When asked by Automotive News Europe to name key factors in Mercedes' turnaround Zetsche said: "Probably the three most important elements I think are design, product portfolio and gaining a better understanding of China."
Since the pieces started falling into place over the last couple years, Zetsche has "felt he can walk on water," said Stefan Bratzel, an auto industry researcher at the University of Applied Sciences in Bergisch Gladbach, Germany, and a former marketing manager at Daimler's Smart brand. "That's quite different to the irritable reactions when he was massively under pressure about why Daimler wasn't getting anywhere."
Zetsche's turnaround is even more dramatic than he dreamed of back in 2011, toppling BMW as the luxury-car king four years earlier than his end-of-decade target. While the recovery has a lot to do with what the CEO's done right, including overhauling the brand's stodgy styling, it was helped by his rivals' stumbles.
BMW's push into electric cars with the oddly shaped i3 in 2013 has fallen flat, and adding the seven-seat Gran Tourer minivan may have shifted the brand too far from its sporty roots. Also, CEO Harald Krueger, who took charge in 2015 and is 12 years younger than Zetsche, has yet to add fresh impetus, with BMW's revamped 5-Series sedan clinging to its predecessor's conservative design.
Meanwhile, Audi has been slow to add to its SUV lineup to match offerings at Mercedes and BMW. And over the past year, the brand has been caught up in the emissions-cheating scandal of its parent Volkswagen Group. Audi's currently in the midst of finalizing a $1 billion settlement over tainted 3-liter diesel engines that it developed.
Surging demand for updated SUVs including the GLC helped Mercedes deliveries jump 12 percent in the 11 months through November, more than double the pace of growth for BMW's namesake brand. Mercedes sold 1.9 million vehicles in the period, about 69,000 cars ahead of BMW, virtually guaranteeing the crown swap. Customers prefer Mercedes's newer lineup after the company overhauled most of its models in the past four years. By contrast, BMW's revamp cycle is just beginning.
"2016 was indeed the year for Mercedes to harvest," said Arndt Ellinghorst, a London-based analyst with Evercore ISI. After learning from past mistakes, "they took risks and invested in new product, improved quality and innovation. As in life, success drives more success."
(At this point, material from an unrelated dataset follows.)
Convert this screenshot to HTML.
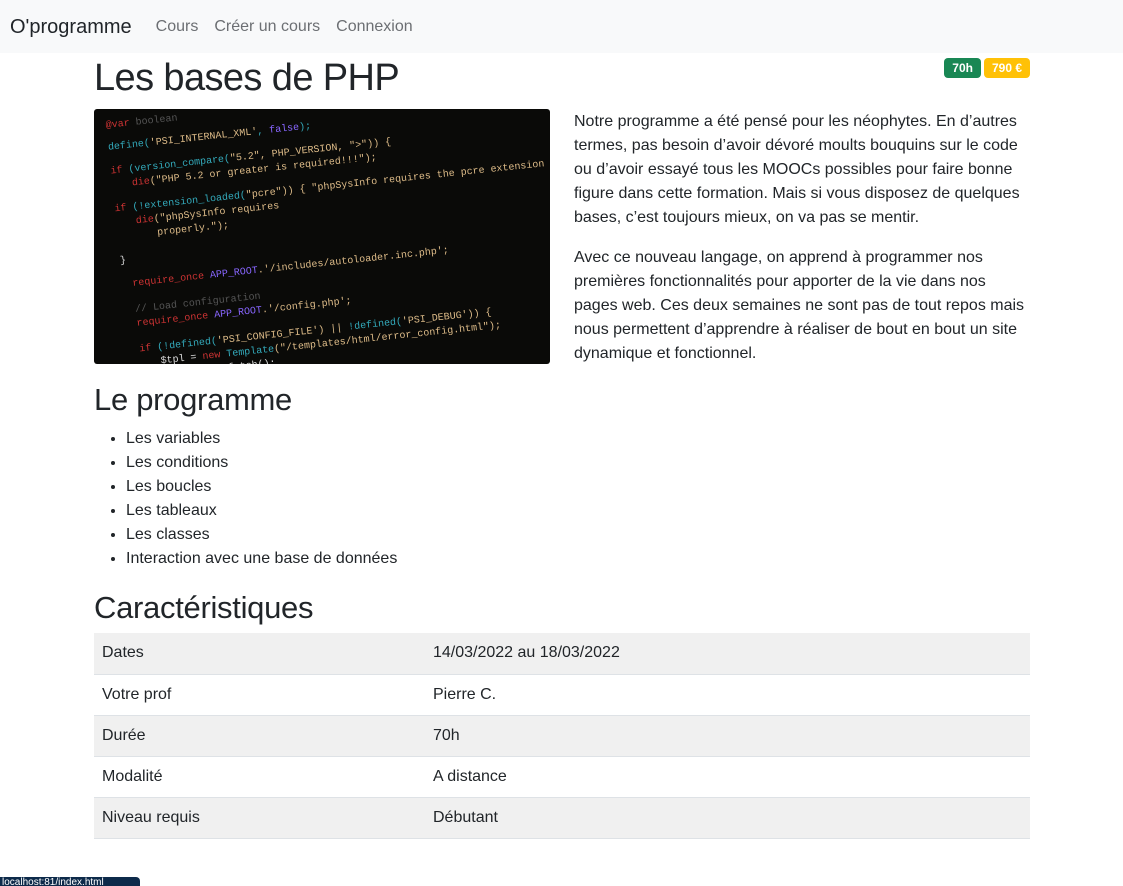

While Zetsche's been able to reap the benefits of a well-timed product cycle, the task of keeping up the lead will fall to his successor. Daimler's already planning for the transition, grooming company veteran Ola Kaellenius -- now head of research and development, and chief of sales at Mercedes-Benz Cars -- for the position. Appointing the 47-year-old Swede as CEO would mark the first time a non-German takes the top spot at Daimler.
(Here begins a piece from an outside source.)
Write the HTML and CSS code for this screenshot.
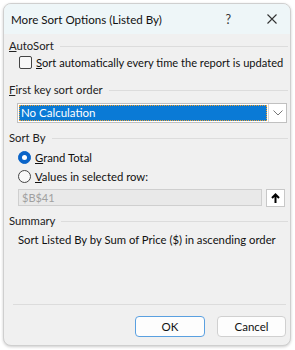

Still, not everything's gone according to plan. There remain nagging questions about Mercedes vehicle emissions. U.S. regulators are probing the company, and environmental groups have questioned why there's such a large gap between the test results of Mercedes vehicles and what they emit on the road. Daimler has repeatedly said that its vehicles comply with applicable laws.
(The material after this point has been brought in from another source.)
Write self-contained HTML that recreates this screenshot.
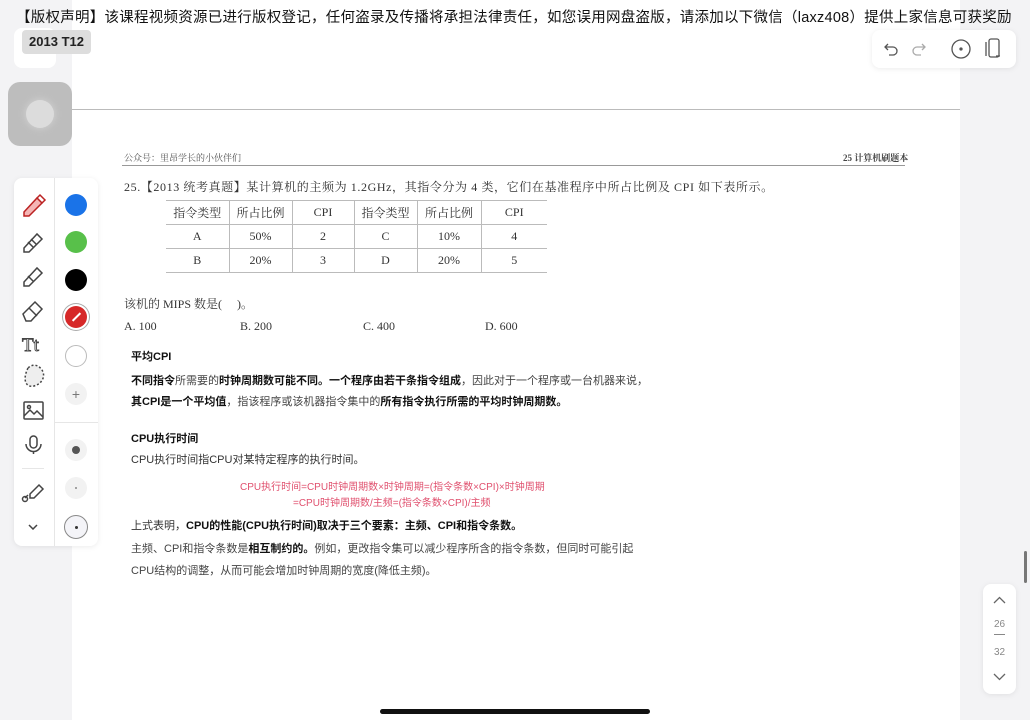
<!DOCTYPE html>
<html><head><meta charset="utf-8"><style>
*{margin:0;padding:0;box-sizing:border-box}
body{width:1030px;height:720px;overflow:hidden;background:#f3f3f5;position:relative;font-family:"Liberation Sans","Noto Sans CJK SC",sans-serif}
.abs{position:absolute}
.page{left:72px;top:0;width:888px;height:720px;background:#fff}
.serif{font-family:"Liberation Serif","Noto Serif CJK SC",serif}
table{border-collapse:collapse;position:absolute;left:166px;top:200px;font-family:"Liberation Serif","Noto Serif CJK SC",serif;font-size:12px;color:#333}
td{border-left:1px solid #bbb;border-top:1px solid #bbb;border-bottom:1px solid #bbb;text-align:center;height:24px}
td:first-child{border-left:none}
.t{font-size:12px;color:#333;white-space:nowrap}
.b{font-weight:bold;color:#111}
.dot{position:absolute;left:65px;width:22px;height:22px;border-radius:50%}
</style></head><body>
<div class="abs page"></div>
<div class="abs" style="left:72px;top:109px;width:888px;height:1px;background:#bbb"></div>
<div class="abs" style="left:16px;top:6px;font-size:14.5px;color:#111;white-space:nowrap;letter-spacing:0.25px">【版权声明】该课程视频资源已进行版权登记，任何盗录及传播将承担法律责任，如您误用网盘盗版，请添加以下微信（laxz408）提供上家信息可获奖励</div>
<div class="abs" style="left:14px;top:28px;width:42px;height:40px;background:#fff;border-radius:8px"></div>
<div class="abs" style="left:22px;top:30px;width:69px;height:24px;background:#ddd;border-radius:4px;font-size:13px;font-weight:bold;color:#222;line-height:24px;text-align:center">2013 T12</div>
<div class="abs" style="left:8px;top:82px;width:64px;height:64px;background:#bdbdbd;border-radius:12px"><div class="abs" style="left:18px;top:18px;width:28px;height:28px;border-radius:50%;background:#dcdcdc;box-shadow:0 0 8px #d5d5d5"></div></div>
<div class="abs" style="left:14px;top:178px;width:84px;height:368px;background:#fff;border-radius:8px;box-shadow:0 1px 6px rgba(0,0,0,.08)"></div>
<div class="abs" style="left:54px;top:178px;width:1px;height:368px;background:#e6e6e6"></div>
<div class="abs" style="left:55px;top:422px;width:43px;height:1px;background:#e6e6e6"></div>
<div class="abs" style="left:22px;top:468px;width:22px;height:1px;background:#e6e6e6"></div>
<svg class="abs" style="left:20px;top:190px" width="28" height="340" fill="none" stroke="#444" stroke-width="1.5">
<path d="M4 22 L17 8 L22 13 L9 26 L4 26Z" fill="#f4b5b5" stroke="#b22"/><path d="M17 8 l3-3 5 5-3 3" stroke="#b22"/>
<path d="M4 58 L17 44 L22 49 L9 62 L4 62Z M8 52 l6 6 M11 49 l6 6"/>
<path d="M4 92 L17 78 L22 83 L9 96 L4 96Z M8 86 l6 6"/>
<path d="M3 124 L15 112 L22 119 L11 131 L6 131Z M9 118 l8 8"/>
<text x="2" y="161" font-family="Liberation Serif" font-size="19" fill="none" stroke="#444" stroke-width="0.9">Tt</text>
<path d="M8 178 C2 190 6 198 14 196 C22 194 26 186 22 180 C18 174 12 174 8 178Z" stroke-dasharray="2 2" fill="#eee"/>
<rect x="4" y="212" width="19" height="17" rx="1"/><path d="M4 226 l6-6 4 4 3-3 6 6"/><circle cx="9" cy="217" r="1.5"/>
<rect x="10" y="246" width="7" height="12" rx="3.5"/><path d="M6 254 a7 7 0 0 0 15 0 M13.5 261 v3"/>
<path d="M5 308 l3-3 M10 304 l9-9 4 4-9 9-4 0Z"/><circle cx="5" cy="309" r="2.5"/>
<path d="M9 335 l4 4 4-4"/>
</svg>
<div class="dot" style="top:194px;background:#1a73e8"></div>
<div class="dot" style="top:231px;background:#58c04a"></div>
<div class="dot" style="top:269px;background:#000"></div>
<div class="dot" style="top:306px;background:#d62828;box-shadow:0 0 0 2px #fff,0 0 0 3px #aaa"><div class="abs" style="left:6px;top:10px;width:11px;height:2px;background:#fff;transform:rotate(-45deg)"></div></div>
<div class="dot" style="top:345px;border:1px solid #bbb;background:#fff"></div>
<div class="dot" style="top:383px;background:#f2f2f2;color:#777;font-size:14px;text-align:center;line-height:22px">+</div>
<div class="dot" style="top:439px;background:#f2f2f2"><div class="abs" style="left:7px;top:7px;width:8px;height:8px;border-radius:50%;background:#555"></div></div>
<div class="dot" style="top:477px;background:#f2f2f2"><div class="abs" style="left:10px;top:10px;width:2px;height:2px;border-radius:50%;background:#888"></div></div>
<div class="dot" style="top:515px;width:24px;height:24px;left:64px;border:1px solid #888;background:#f4f4f8"><div class="abs" style="left:9.5px;top:9.5px;width:3px;height:3px;border-radius:50%;background:#333"></div></div>
<div class="abs" style="left:872px;top:30px;width:144px;height:38px;background:#fff;border-radius:8px;box-shadow:0 1px 6px rgba(0,0,0,.08)"></div>
<svg class="abs" style="left:880px;top:36px" width="130" height="26" fill="none" stroke="#555" stroke-width="1.3">
<path d="M8 8 l-3 3 3 3 M5 11 h8 a4 4 0 0 1 0 8 h-4"/>
<path d="M42 8 l3 3-3 3 M45 11 h-8 a4 4 0 0 0 0 8 h4" stroke="#aaa"/>
<circle cx="81" cy="13" r="9"/><circle cx="81" cy="13" r="1" fill="#555"/>
<rect x="109" y="3" width="10" height="18" rx="2"/><path d="M106 6 v14 M120 20 h-4"/>
</svg>
<div class="abs serif" style="left:124px;top:151px;font-size:9px;color:#555">公众号：里昂学长的小伙伴们</div>
<div class="abs serif" style="left:843px;top:151px;font-size:9px;color:#444;font-weight:bold">25 计算机刷题本</div>
<div class="abs" style="left:122px;top:165px;width:783px;height:1px;background:#999"></div>
<div class="abs serif t" style="left:124px;top:178px;letter-spacing:0.6px">25.【2013 统考真题】某计算机的主频为 1.2GHz，其指令分为 4 类，它们在基准程序中所占比例及 CPI 如下表所示。</div>
<table>
<tr><td style="width:63px">指令类型</td><td style="width:63px">所占比例</td><td style="width:62px">CPI</td><td style="width:63px">指令类型</td><td style="width:64px">所占比例</td><td style="width:66px">CPI</td></tr>
<tr><td>A</td><td>50%</td><td>2</td><td>C</td><td>10%</td><td>4</td></tr>
<tr><td>B</td><td>20%</td><td>3</td><td>D</td><td>20%</td><td>5</td></tr>
</table>
<div class="abs serif t" style="left:124px;top:295px">该机的 MIPS 数是(&nbsp;&nbsp;&nbsp;&nbsp;&nbsp;)。</div>
<div class="abs serif t" style="left:124px;top:319px">A. 100</div>
<div class="abs serif t" style="left:240px;top:319px">B. 200</div>
<div class="abs serif t" style="left:363px;top:319px">C. 400</div>
<div class="abs serif t" style="left:485px;top:319px">D. 600</div>
<div class="abs t b" style="left:131px;top:348px;font-size:11px">平均CPI</div>
<div class="abs t" style="left:131px;top:372px;font-size:11px;color:#444"><span class="b">不同指令</span>所需要的<span class="b">时钟周期数可能不同。一个程序由若干条指令组成</span>，因此对于一个程序或一台机器来说，</div>
<div class="abs t" style="left:131px;top:393px;font-size:11px;color:#444"><span class="b">其CPI是一个平均值</span>，指该程序或该机器指令集中的<span class="b">所有指令执行所需的平均时钟周期数。</span></div>
<div class="abs t b" style="left:131px;top:430px;font-size:11px">CPU执行时间</div>
<div class="abs t" style="left:131px;top:451px;font-size:11px;color:#333">CPU执行时间指CPU对某特定程序的执行时间。</div>
<div class="abs t" style="left:240px;top:478px;font-size:10px;color:#e0506e">CPU执行时间=CPU时钟周期数×时钟周期=(指令条数×CPI)×时钟周期</div>
<div class="abs t" style="left:293px;top:494px;font-size:10px;color:#e0506e">=CPU时钟周期数/主频=(指令条数×CPI)/主频</div>
<div class="abs t" style="left:131px;top:517px;font-size:11px;color:#333">上式表明，<span class="b">CPU的性能(CPU执行时间)取决于三个要素：主频、CPI和指令条数。</span></div>
<div class="abs t" style="left:131px;top:540px;font-size:11px;color:#444">主频、CPI和指令条数是<span class="b">相互制约的。</span>例如，更改指令集可以减少程序所含的指令条数，但同时可能引起</div>
<div class="abs t" style="left:131px;top:562px;font-size:11px;color:#444">CPU结构的调整，从而可能会增加时钟周期的宽度(降低主频)。</div>
<div class="abs" style="left:1024px;top:551px;width:3px;height:32px;background:#777;border-radius:2px"></div>
<div class="abs" style="left:983px;top:584px;width:33px;height:110px;background:#fff;border-radius:8px;box-shadow:0 1px 6px rgba(0,0,0,.08);text-align:center;font-size:10px;color:#888">
<svg class="abs" style="left:10px;top:12px" width="13" height="8" fill="none" stroke="#666" stroke-width="1.3"><path d="M1 7 l5.5-5.5 5.5 5.5"/></svg>
<div class="abs" style="left:0;width:33px;top:35px">26</div>
<div class="abs" style="left:11px;top:50px;width:11px;height:1px;background:#888"></div>
<div class="abs" style="left:0;width:33px;top:63px">32</div>
<svg class="abs" style="left:10px;top:89px" width="13" height="8" fill="none" stroke="#666" stroke-width="1.3"><path d="M1 1 l5.5 5.5 5.5-5.5"/></svg>
</div>
<div class="abs" style="left:380px;top:709px;width:270px;height:5px;background:#111;border-radius:3px"></div>
</body></html>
Zetsche, who's been in charge of Daimler since 2006, has cajoled, prodded and provoked Mercedes through the turnaround. The process has seen bumps-- the supervisory board extended his contract by only three years in 2013 instead of the customary five -- and included tough decisions like cutting costs and selling Chrysler, which he used to run and had promoted in a series of TV ads that introduced the Dr. Z moniker. Those moves were aided by his easy-going public persona and an impeccable sense of timing, including unloading Chrysler just before the U.S. automaker's bankruptcy.
One of Zetsche's first actions as Daimler chief was to summon about 1,500 top-level managers to tell them that about a third weren't needed as part of broader restructuring. Outlining the company's plans on a drawing board, he took off his jacket and rolled up his sleeves to signal he was hands-on and ready to make things happen. That was a marked departure from his aloof predecessor Juergen Schrempp, who sought to transform Daimler into a champion of globalization with auto operations spanning the U.S., Europe and Asia.
Even after a decade as CEO, Zetsche has stayed on the front lines, running Mercedes as well as guiding the group, which is also the world's largest maker of heavy-duty trucks and buses.Â Amid Volkswagen's cheating scandal, his profile has continued to rise as he serves as the friendly face of the embattled German auto industry.
That's included addressing hostile crowds, like in a speech to Germany's Green party in November. After a cool reception, he managed to win over the environmental activists with a mix of substance, such as underlining Daimler's commitment to electric vehicles, and self-deprecating humor, including reading a tweet in which he was disparagingly compared to U.S. President-elect Donald Trump.
He takes the same approach to rallying the troops at Daimler. His 2016 year-in-review video is set in a non-nonsense cafeteria near Daimler's headquarters in Stuttgart. When he talks about the company's plans for introducing at least 10 electric cars, he acknowledges that the success won't come right away.
"E-mobility is a bit like ketchup," he says, with a bemused look on his face as he pounds the bottom of a bottle. "One knows something's coming, but not when and how much," he adds before a large blob plops onto a plate of french fries.